(Rows from a dataset of pages and code)

────────────────────────────────────────

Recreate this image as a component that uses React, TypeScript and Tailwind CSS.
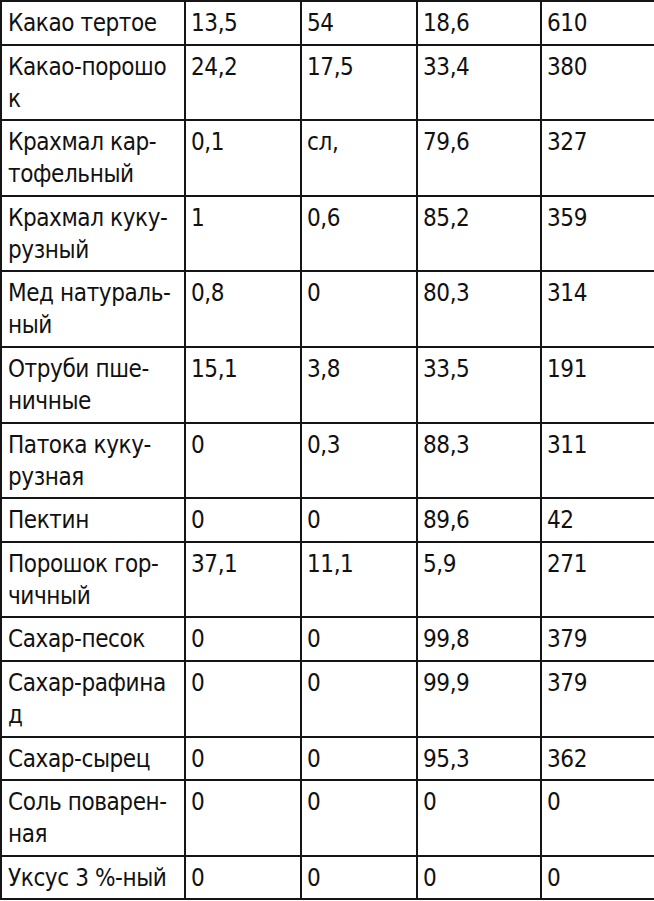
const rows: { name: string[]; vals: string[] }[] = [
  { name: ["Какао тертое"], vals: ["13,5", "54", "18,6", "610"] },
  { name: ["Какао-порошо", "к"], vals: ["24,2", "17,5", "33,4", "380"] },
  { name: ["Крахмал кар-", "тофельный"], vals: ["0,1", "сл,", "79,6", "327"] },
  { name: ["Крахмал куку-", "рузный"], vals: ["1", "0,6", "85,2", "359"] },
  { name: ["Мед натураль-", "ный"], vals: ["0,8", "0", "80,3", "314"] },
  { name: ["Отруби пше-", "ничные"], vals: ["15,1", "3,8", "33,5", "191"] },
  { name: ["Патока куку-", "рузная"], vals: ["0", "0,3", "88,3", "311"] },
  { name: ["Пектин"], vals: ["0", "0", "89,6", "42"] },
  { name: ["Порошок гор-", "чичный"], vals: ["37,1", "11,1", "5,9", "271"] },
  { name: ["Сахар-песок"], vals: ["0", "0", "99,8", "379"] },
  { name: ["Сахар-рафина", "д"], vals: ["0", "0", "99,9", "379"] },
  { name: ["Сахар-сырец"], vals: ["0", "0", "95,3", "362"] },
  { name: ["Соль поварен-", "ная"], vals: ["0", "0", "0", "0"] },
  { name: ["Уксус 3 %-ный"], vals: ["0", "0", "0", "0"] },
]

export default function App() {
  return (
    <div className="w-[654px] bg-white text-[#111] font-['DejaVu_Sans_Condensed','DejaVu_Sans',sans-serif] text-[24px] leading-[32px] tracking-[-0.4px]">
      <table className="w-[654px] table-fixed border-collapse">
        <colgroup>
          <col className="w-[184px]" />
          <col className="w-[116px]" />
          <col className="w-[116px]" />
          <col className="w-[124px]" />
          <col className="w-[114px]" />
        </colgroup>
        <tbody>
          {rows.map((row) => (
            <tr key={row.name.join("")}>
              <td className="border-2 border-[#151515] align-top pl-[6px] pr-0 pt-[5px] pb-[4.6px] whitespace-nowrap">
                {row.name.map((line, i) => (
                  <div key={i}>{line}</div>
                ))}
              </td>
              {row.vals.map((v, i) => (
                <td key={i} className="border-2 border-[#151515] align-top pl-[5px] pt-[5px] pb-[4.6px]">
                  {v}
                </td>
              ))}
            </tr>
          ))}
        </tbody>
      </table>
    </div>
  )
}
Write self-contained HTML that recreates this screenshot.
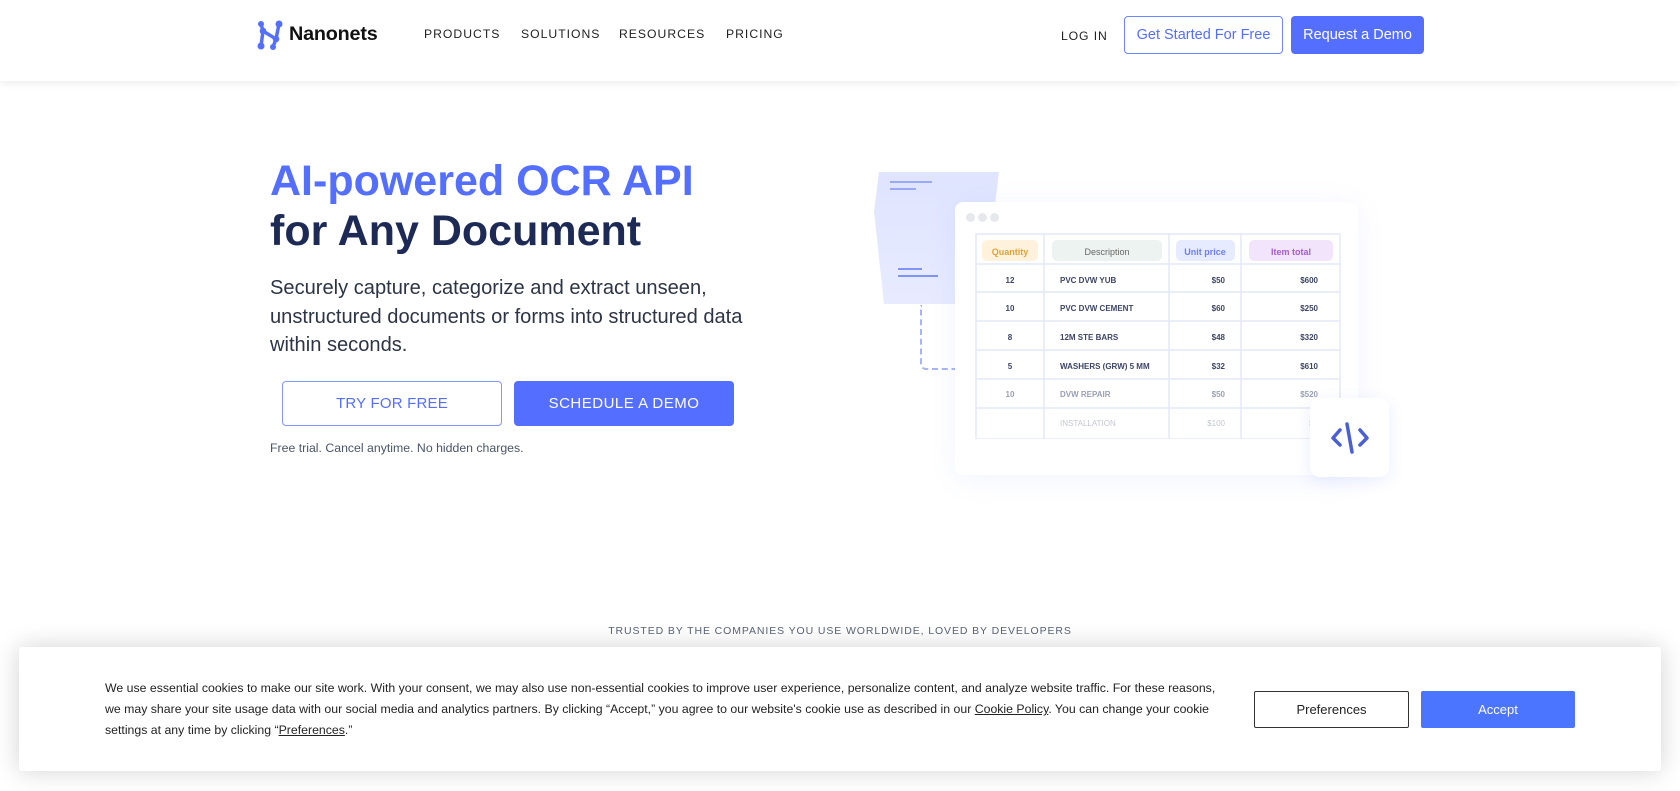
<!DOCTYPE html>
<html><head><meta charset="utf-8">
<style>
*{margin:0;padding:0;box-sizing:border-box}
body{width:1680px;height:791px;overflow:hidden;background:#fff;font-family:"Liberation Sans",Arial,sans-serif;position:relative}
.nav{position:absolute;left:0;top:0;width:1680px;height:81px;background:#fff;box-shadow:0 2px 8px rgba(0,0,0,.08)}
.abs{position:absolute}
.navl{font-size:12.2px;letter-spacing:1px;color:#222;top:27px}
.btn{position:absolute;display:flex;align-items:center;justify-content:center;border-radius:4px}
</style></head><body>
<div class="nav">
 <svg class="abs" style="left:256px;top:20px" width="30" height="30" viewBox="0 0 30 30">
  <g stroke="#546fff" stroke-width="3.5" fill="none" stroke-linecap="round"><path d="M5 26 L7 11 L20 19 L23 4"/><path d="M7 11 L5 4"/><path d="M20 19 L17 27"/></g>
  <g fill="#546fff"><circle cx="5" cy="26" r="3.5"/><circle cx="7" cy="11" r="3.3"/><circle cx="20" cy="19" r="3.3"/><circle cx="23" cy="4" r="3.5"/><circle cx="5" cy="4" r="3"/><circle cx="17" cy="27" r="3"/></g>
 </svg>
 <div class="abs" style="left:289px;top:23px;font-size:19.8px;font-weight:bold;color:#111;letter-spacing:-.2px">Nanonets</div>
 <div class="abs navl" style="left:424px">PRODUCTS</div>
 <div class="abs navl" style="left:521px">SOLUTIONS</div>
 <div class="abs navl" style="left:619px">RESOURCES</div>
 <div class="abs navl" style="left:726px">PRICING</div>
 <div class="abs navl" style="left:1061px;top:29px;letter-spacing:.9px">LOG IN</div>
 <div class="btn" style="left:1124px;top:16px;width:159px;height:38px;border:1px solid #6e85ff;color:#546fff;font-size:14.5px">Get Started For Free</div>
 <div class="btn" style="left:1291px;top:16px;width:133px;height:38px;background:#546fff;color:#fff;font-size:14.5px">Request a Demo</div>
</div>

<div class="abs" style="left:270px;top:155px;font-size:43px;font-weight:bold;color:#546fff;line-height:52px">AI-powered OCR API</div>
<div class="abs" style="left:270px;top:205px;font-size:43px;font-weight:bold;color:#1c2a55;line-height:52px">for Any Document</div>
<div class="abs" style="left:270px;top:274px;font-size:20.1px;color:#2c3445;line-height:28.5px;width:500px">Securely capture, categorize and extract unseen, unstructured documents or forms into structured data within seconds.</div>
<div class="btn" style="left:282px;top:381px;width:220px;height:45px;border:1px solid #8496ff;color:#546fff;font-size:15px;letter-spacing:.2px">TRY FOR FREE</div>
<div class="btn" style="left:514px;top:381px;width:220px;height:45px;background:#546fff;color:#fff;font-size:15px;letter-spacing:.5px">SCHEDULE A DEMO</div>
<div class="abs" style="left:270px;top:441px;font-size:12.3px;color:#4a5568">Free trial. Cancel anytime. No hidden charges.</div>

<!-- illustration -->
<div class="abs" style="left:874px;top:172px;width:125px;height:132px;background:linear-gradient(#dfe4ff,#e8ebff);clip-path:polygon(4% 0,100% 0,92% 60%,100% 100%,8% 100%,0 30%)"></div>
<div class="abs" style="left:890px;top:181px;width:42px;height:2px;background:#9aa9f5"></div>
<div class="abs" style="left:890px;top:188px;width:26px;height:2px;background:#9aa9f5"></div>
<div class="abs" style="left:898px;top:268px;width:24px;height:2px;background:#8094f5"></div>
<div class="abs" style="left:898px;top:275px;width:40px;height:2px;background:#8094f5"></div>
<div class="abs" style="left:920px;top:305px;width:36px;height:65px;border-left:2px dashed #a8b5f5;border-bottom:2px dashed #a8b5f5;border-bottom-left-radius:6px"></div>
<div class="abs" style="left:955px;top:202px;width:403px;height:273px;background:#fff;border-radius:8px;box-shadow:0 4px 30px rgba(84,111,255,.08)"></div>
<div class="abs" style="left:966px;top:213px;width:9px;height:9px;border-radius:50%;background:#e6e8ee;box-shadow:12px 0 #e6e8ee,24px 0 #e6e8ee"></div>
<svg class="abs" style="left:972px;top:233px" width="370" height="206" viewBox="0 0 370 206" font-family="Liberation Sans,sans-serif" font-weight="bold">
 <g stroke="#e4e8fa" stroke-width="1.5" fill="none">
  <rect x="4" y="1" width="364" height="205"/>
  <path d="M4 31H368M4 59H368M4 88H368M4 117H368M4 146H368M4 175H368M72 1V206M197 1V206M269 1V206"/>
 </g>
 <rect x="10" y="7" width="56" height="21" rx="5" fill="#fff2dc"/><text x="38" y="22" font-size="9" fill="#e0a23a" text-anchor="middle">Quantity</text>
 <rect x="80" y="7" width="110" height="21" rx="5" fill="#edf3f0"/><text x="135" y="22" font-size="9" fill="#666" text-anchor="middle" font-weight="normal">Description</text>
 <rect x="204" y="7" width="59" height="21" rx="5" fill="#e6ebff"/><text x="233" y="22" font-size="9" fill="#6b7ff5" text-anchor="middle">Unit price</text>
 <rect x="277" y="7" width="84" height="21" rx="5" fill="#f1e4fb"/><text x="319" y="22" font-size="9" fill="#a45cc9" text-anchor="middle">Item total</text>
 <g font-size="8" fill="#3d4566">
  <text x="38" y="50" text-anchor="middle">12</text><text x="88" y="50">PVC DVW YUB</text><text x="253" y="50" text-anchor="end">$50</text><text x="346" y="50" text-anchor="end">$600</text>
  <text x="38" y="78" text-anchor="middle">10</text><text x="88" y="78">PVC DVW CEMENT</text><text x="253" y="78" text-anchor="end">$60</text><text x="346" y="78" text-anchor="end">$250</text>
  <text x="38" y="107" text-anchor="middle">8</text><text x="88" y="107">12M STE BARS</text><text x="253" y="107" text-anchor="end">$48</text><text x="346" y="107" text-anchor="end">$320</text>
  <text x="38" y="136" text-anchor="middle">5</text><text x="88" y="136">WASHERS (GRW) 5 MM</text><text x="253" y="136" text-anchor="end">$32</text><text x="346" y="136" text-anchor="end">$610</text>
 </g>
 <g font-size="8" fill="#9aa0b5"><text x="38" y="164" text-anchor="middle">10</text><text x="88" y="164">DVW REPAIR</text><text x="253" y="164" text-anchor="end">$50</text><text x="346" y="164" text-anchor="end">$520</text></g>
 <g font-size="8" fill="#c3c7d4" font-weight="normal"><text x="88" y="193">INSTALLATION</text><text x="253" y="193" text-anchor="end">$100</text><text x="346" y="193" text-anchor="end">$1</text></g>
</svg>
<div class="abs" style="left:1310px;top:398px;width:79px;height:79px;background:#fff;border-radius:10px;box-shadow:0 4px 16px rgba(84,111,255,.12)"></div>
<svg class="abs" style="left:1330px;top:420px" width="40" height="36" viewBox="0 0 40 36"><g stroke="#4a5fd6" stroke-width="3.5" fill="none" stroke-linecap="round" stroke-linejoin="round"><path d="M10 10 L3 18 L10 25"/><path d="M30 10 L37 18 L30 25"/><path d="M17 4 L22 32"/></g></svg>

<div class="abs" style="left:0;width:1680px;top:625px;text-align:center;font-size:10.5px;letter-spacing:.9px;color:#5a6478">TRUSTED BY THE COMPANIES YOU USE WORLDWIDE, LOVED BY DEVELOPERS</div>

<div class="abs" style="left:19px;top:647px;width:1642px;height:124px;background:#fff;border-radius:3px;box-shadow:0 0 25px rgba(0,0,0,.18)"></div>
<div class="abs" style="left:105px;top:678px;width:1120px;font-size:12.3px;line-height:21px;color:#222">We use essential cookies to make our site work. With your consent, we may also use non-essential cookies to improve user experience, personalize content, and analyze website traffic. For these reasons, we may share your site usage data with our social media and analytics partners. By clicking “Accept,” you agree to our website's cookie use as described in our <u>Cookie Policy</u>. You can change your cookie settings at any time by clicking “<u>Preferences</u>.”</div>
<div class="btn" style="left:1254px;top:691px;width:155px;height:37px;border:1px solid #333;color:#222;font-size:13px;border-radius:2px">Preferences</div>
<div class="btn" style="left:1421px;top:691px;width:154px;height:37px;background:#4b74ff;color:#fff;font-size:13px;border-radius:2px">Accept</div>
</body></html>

────────────────────────────────────────

● JOB: Identify and copy all lines with the word "this".

● COMPLETED TASK:
Recreate this image as a component that uses React, TypeScript and Tailwind CSS.
Write self-contained HTML that recreates this screenshot.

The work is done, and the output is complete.